Am I being too Pollyannish to think that the drop in housing costs will eventually lead to a new boom in home buying when/if the economy finally picks up? People who were being priced out will be able to buy homes, new and used. And it is that market which helps drive things.

The people who bought the homes were people who couldn’t afford them at their real price already. The credit of a large swath of the population that would presumably buy foreclosed homes (low to mid-low income families) already bought and lost them.

the sooner the better. the past few years prove that capitalism has failed miserably. time for a change.

Communism was shown to fail a long time ago in far worse ways then capitalism has.

I doubt you’re right about either (but I really hope you are!). Clumping together in anthills is both cheaper and more sustainable in the long term, so I believe it’s a fairly safe assumption that the vast majority of our populations will end up living like that.
Unfortunately most small businesses can’t really compete on anything but being closer to their customers, and that probably won’t be terribly easy under such circumstances. Unless you’re selling junk food or toilet paper, I guess.
Moreover, I can’t find any reasons that small businesses wouldn’t be as or more interested in employing as few people as at all possible. In the long run, employing a person is a very, very costly thing to do.

If the USSR and its associated satellites hadn’t failed 20 years ago, the credit crisis of 2008 and the problems since would have produced all kinds of “told you so” polemics and rhetoric from Marxist theoreticians behind the iron curtain. With only poor Fidel and the lunatics in North Korea left though, capitalism bashing just doesn’t have the same zing.

This is a great post by L. Randall Wray (an MMT-er–warning, very acerbic) concerning the use of the debt-limit/deficit hysteria as a way to screw the middle class in the U.S.

Also insightful: “MMT as an alternative to austerity”.

No, they don’t keep well in tupperware.

The Billionaires are in charge and cannot be defeated.

Until they are.

The middle class is the source of long term political stability, in any country. As the fortunes of the middle class decline the historical tendency is for there to be great “swings” of instability, an increasing polarisation between more extreme left-wing and extreme right-wing movements. If the middle class in America is genuinely in danger - if they really are absorbed into the working class - this will not merely be a tragedy in itself but very likely a prelude to a far worse tragedy.

But that article certainly makes a convincing case that there’s trouble coming. The long-term economic trend combined with the deep-rooted, very hard to reverse changes in the cultural institutions of social stability such as marriage and the family, all appear to be moving strongly - in some cases, rapidly - in a very worrying direction. And the policy prescriptions he suggests as an antidote are a) plausible-sounding but unlikely to be effective unless pursued rigorously over a long period of time and b) politically impossible. No need to rehash the “American politics is broken” theme here but things that are from a policy point of view simple, obvious, everybody-wins propositions are close to being undoable from a political perspective. Policies that are hard to explain and to sell, require persistence over long periods in order to pay off, and have some potential to be used as ammunition to demonstrate the failure of whoever implemented them? Things like, eg, making larger investments in the public education system? Not going to happen.

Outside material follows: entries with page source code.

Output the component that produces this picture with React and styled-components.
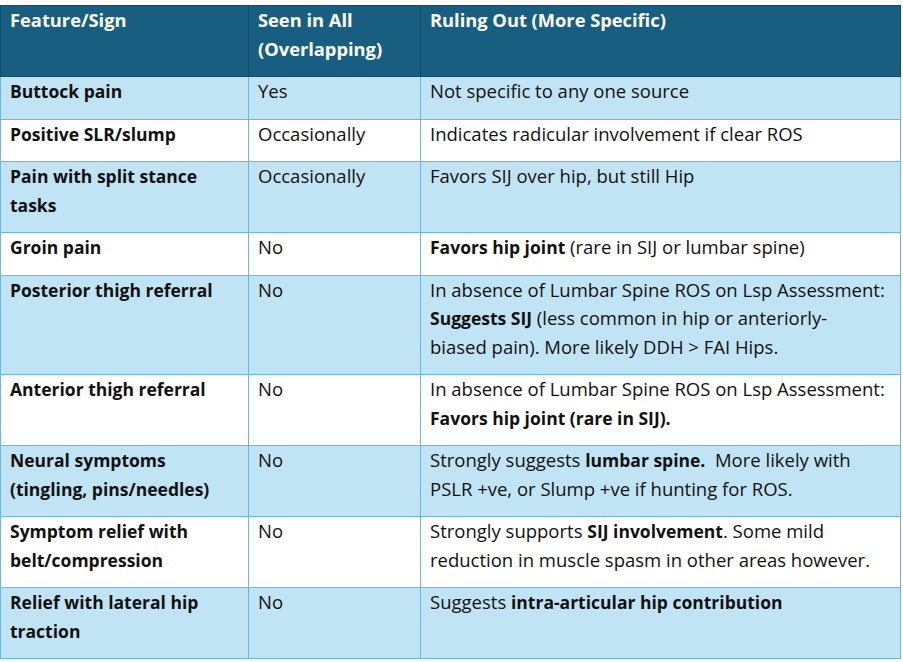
import React from 'react';
import styled, { createGlobalStyle } from 'styled-components';

const GlobalStyle = createGlobalStyle`
  body {
    margin: 0;
    background: #fff;
    font-family: "Open Sans", "Liberation Sans", sans-serif;
  }
`;

const rows = [
  { sign: 'Buttock pain', seen: 'Yes', out: <>Not specific to any one source</> },
  { sign: 'Positive SLR/slump', seen: 'Occasionally', out: <>Indicates radicular involvement if clear ROS</> },
  { sign: <>Pain with split stance<br />tasks</>, seen: 'Occasionally', out: <>Favors SIJ over hip, but still Hip</> },
  { sign: 'Groin pain', seen: 'No', out: <><b>Favors hip joint</b> (rare in SIJ or lumbar spine)</> },
  {
    sign: 'Posterior thigh referral',
    seen: 'No',
    out: (
      <>
        In absence of Lumbar Spine ROS on Lsp Assessment:<br />
        <b>Suggests SIJ</b> (less common in hip or anteriorly-<br />
        biased pain). More likely DDH &gt; FAI Hips.
      </>
    ),
  },
  {
    sign: 'Anterior thigh referral',
    seen: 'No',
    out: (
      <>
        In absence of Lumbar Spine ROS on Lsp Assessment:<br />
        <b>Favors hip joint (rare in SIJ).</b>
      </>
    ),
  },
  {
    sign: <>Neural symptoms<br />(tingling, pins/needles)</>,
    seen: 'No',
    out: (
      <>
        Strongly suggests <b>lumbar spine.</b>&nbsp; More likely with<br />
        PSLR +ve, or Slump +ve if hunting for ROS.
      </>
    ),
  },
  {
    sign: <>Symptom relief with<br />belt/compression</>,
    seen: 'No',
    out: (
      <>
        Strongly supports <b>SIJ involvement</b>. Some mild<br />
        reduction in muscle spasm in other areas however.
      </>
    ),
  },
  {
    sign: <>Relief with lateral hip<br />traction</>,
    seen: 'No',
    out: <>Suggests <b>intra-articular hip contribution</b></>,
  },
];

export default function App() {
  return (
    <>
      <GlobalStyle />
      <Table>
        <colgroup>
          <col style={{ width: 248 }} />
          <col style={{ width: 172 }} />
          <col style={{ width: 480 }} />
        </colgroup>
        <thead>
          <tr>
            <Head>Feature/Sign</Head>
            <Head>Seen in All<br />(Overlapping)</Head>
            <Head>Ruling Out (More Specific)</Head>
          </tr>
        </thead>
        <tbody>
          {rows.map((r, i) => (
            <Row key={i} $shaded={i % 2 === 0}>
              <Cell $bold>{r.sign}</Cell>
              <Cell>{r.seen}</Cell>
              <Cell>{r.out}</Cell>
            </Row>
          ))}
        </tbody>
      </Table>
    </>
  );
}

const Table = styled.table`
  margin-top: 5px;
  width: 900px;
  border-collapse: collapse;
  table-layout: fixed;
  font-size: 18.5px;
  color: #111;
`;

const Head = styled.th`
  height: 71px;
  padding: 0 9px;
  box-sizing: border-box;
  vertical-align: top;
  text-align: left;
  background: #185e80;
  color: #fff;
  font-size: 18.3px;
  font-weight: 700;
  line-height: 28.5px;
  border: 1px solid #0f4d6b;
  white-space: nowrap;
`;

const Row = styled.tr`
  background: ${p => (p.$shaded ? '#c1e4f5' : '#fff')};
`;

const Cell = styled.td`
  padding: 0 9px 13px;
  vertical-align: top;
  line-height: 28.5px;
  font-size: ${p => (p.$bold ? '17.5px' : '18.5px')};
  font-weight: ${p => (p.$bold ? 700 : 400)};
  border: 1px solid #63b8e8;
  white-space: nowrap;

  b {
    font-weight: 700;
    font-size: 17.5px;
  }
`;
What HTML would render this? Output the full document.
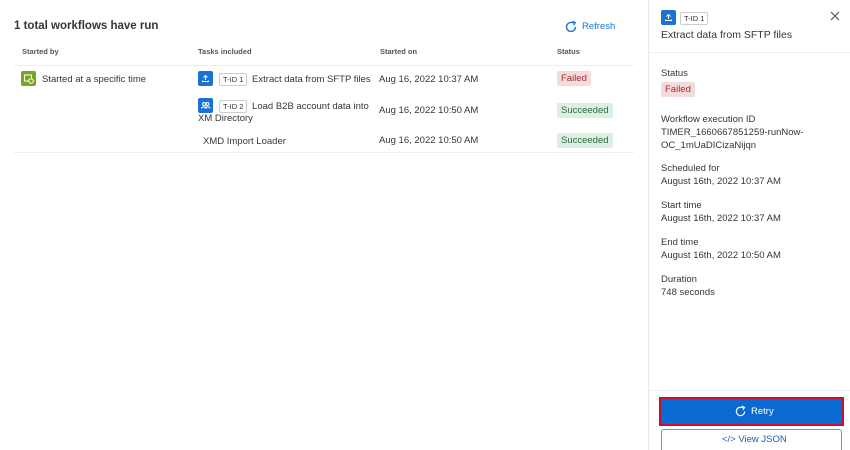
<!DOCTYPE html>
<html><head><style>
*{margin:0;padding:0;box-sizing:border-box}
html,body{width:850px;height:450px;overflow:hidden}
body{background:#fff;font-family:"Liberation Sans",sans-serif;color:#32363a;position:relative;font-size:9.5px}
.a{position:absolute;white-space:nowrap}
.h{font-size:11.5px;font-weight:bold}
.th{font-size:7.5px;color:#555;font-weight:bold}
.t{font-size:9.5px}
.tid{display:inline-block;border:1px solid #ccc;border-radius:2px;font-size:7.5px;padding:1px 3px;color:#333;margin-right:2px}
.ic{position:absolute;width:15px;height:15px;border-radius:2px;background:#1a73d4}
.badge{position:absolute;font-size:9.5px;padding:2px 4px;border-radius:2px}
.f{background:#f3dcdd;color:#b3262d}
.s{background:#dcefe2;color:#2a6b3c}
</style></head><body>
<div class="a h" style="left:14px;top:20px">1 total workflows have run</div>
<svg class="a" style="left:564px;top:20px" width="14" height="14" viewBox="0 0 14 14"><path d="M11.5 7A4.5 4.5 0 1 1 9.5 3.2" fill="none" stroke="#1a73d4" stroke-width="1.4"/><path d="M8.5 1.2L11.2 2.6 9.8 5.2" fill="none" stroke="#1a73d4" stroke-width="1.4"/></svg>
<div class="a" style="left:582px;top:21px;color:#1a73d4;font-size:9.5px">Refresh</div>
<div class="a th" style="left:22px;top:47px">Started by</div>
<div class="a th" style="left:198px;top:47px">Tasks included</div>
<div class="a th" style="left:380px;top:47px">Started on</div>
<div class="a th" style="left:557px;top:47px">Status</div>
<div class="a" style="left:14px;top:65px;width:620px;height:1px;background:#eee"></div>
<div class="a" style="left:14px;top:152px;width:620px;height:1px;background:#eee"></div>
<div class="ic" style="left:21px;top:71px;background:#7aa520"><svg width="15" height="15" viewBox="0 0 15 15"><rect x="3.5" y="4" width="7" height="6" fill="none" stroke="#fff"/><circle cx="10" cy="10" r="2.3" fill="#7aa520" stroke="#fff"/></svg></div>
<div class="a t" style="left:42px;top:74px">Started at a specific time</div>
<div class="ic" style="left:198px;top:71px"><svg width="15" height="15" viewBox="0 0 15 15"><path d="M7.5 9V4.5M5.5 6.5l2-2 2 2M4.5 9.5v1h6v-1" fill="none" stroke="#fff"/></svg></div>
<div class="a t" style="left:219px;top:73px"><span class="tid">T-ID 1</span> Extract data from SFTP files</div>
<div class="ic" style="left:198px;top:98px"><svg width="15" height="15" viewBox="0 0 15 15"><circle cx="6" cy="6" r="1.5" fill="none" stroke="#fff"/><circle cx="9.5" cy="6" r="1.5" fill="none" stroke="#fff"/><path d="M3.5 10.5c0-2 5-2 5 0M7 10.5c0-2 5-2 5 0" fill="none" stroke="#fff"/></svg></div>
<div class="a t" style="left:219px;top:100px"><span class="tid">T-ID 2</span> Load B2B account data into</div>
<div class="a t" style="left:198px;top:113px">XM Directory</div>
<div class="a t" style="left:203px;top:136px">XMD Import Loader</div>
<div class="a t" style="left:379px;top:74px">Aug 16, 2022 10:37 AM</div>
<div class="a t" style="left:379px;top:105px">Aug 16, 2022 10:50 AM</div>
<div class="a t" style="left:379px;top:135px">Aug 16, 2022 10:50 AM</div>
<div class="badge f" style="left:557px;top:71px">Failed</div>
<div class="badge s" style="left:557px;top:103px">Succeeded</div>
<div class="badge s" style="left:557px;top:133px">Succeeded</div>

<div class="a" style="left:648px;top:0;width:1px;height:450px;background:#e8e8e8"></div>
<div class="ic" style="left:661px;top:10px"><svg width="15" height="15" viewBox="0 0 15 15"><path d="M7.5 9V4.5M5.5 6.5l2-2 2 2M4.5 9.5v1h6v-1" fill="none" stroke="#fff"/></svg></div>
<div class="a" style="left:680px;top:12px"><span class="tid">T-ID 1</span></div>
<svg class="a" style="left:830px;top:11px" width="10" height="10"><path d="M1 1L9 9M9 1L1 9" stroke="#555" stroke-width="1.2"/></svg>
<div class="a" style="left:661px;top:29px;font-size:10.5px">Extract data from SFTP files</div>
<div class="a" style="left:649px;top:52px;width:201px;height:1px;background:#eee"></div>
<div class="a t" style="left:661px;top:68px">Status</div>
<div class="badge f" style="left:661px;top:82px">Failed</div>
<div class="a t" style="left:661px;top:113px;line-height:13px">Workflow execution ID<br>TIMER_1660667851259-runNow-<br>OC_1mUaDICizaNijqn</div>
<div class="a t" style="left:661px;top:163px;line-height:12.5px">Scheduled for<br>August 16th, 2022 10:37 AM</div>
<div class="a t" style="left:661px;top:200px;line-height:12.5px">Start time<br>August 16th, 2022 10:37 AM</div>
<div class="a t" style="left:661px;top:237px;line-height:12.5px">End time<br>August 16th, 2022 10:50 AM</div>
<div class="a t" style="left:661px;top:274px;line-height:12.5px">Duration<br>748 seconds</div>
<div class="a" style="left:649px;top:390px;width:201px;height:1px;background:#eee"></div>
<div class="a" style="left:659px;top:397px;width:185px;height:29px;border:2px solid #c8102e;background:#0b6ad1"></div>
<svg class="a" style="left:734px;top:405px" width="13" height="13" viewBox="0 0 14 14"><path d="M11.5 7A4.5 4.5 0 1 1 9.5 3.2" fill="none" stroke="#fff" stroke-width="1.3"/><path d="M8.5 1.2L11.2 2.6 9.8 5.2" fill="none" stroke="#fff" stroke-width="1.3"/></svg>
<div class="a" style="left:751px;top:406px;color:#fff;font-size:9.5px">Retry</div>
<div class="a" style="left:661px;top:429px;width:181px;height:30px;border:1px solid #5a9be0;border-radius:3px"></div>
<div class="a" style="left:722px;top:434px;color:#1a5fb4;font-size:9.5px">&lt;/&gt; View JSON</div>
</body></html>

We’re going to need socialism to understand our future, capitalism will never make it. It is becoming overly complicated and monopolistic, it won’t solve our future needs.

Mixed economies or “socialism” with markets (as exists to a greater or lesser extent in Western Europe) seems to work best. Command-economy socialism pretty much sucked for most concerned, especially creative types who didn’t want to toe the line.

The first world, including America, are more than rich enough to run a few hundred long-term experiments with both tried & untried economic systems on a fairly large scale, without having them directly interface with the one(s) we’re all currently using.

But doing that is probably too smart to be the future. How’s that saying, if it’s broke don’t fix it?

In the future, Mega-corporations will replace governments, and the hacker anarchist will be the only counterbalance to the drones that feed them.

So we’re heading towards a Shadowrun world?

I’m thinking more Snow Crash.

Maybe Deux Ex will scratch your need then?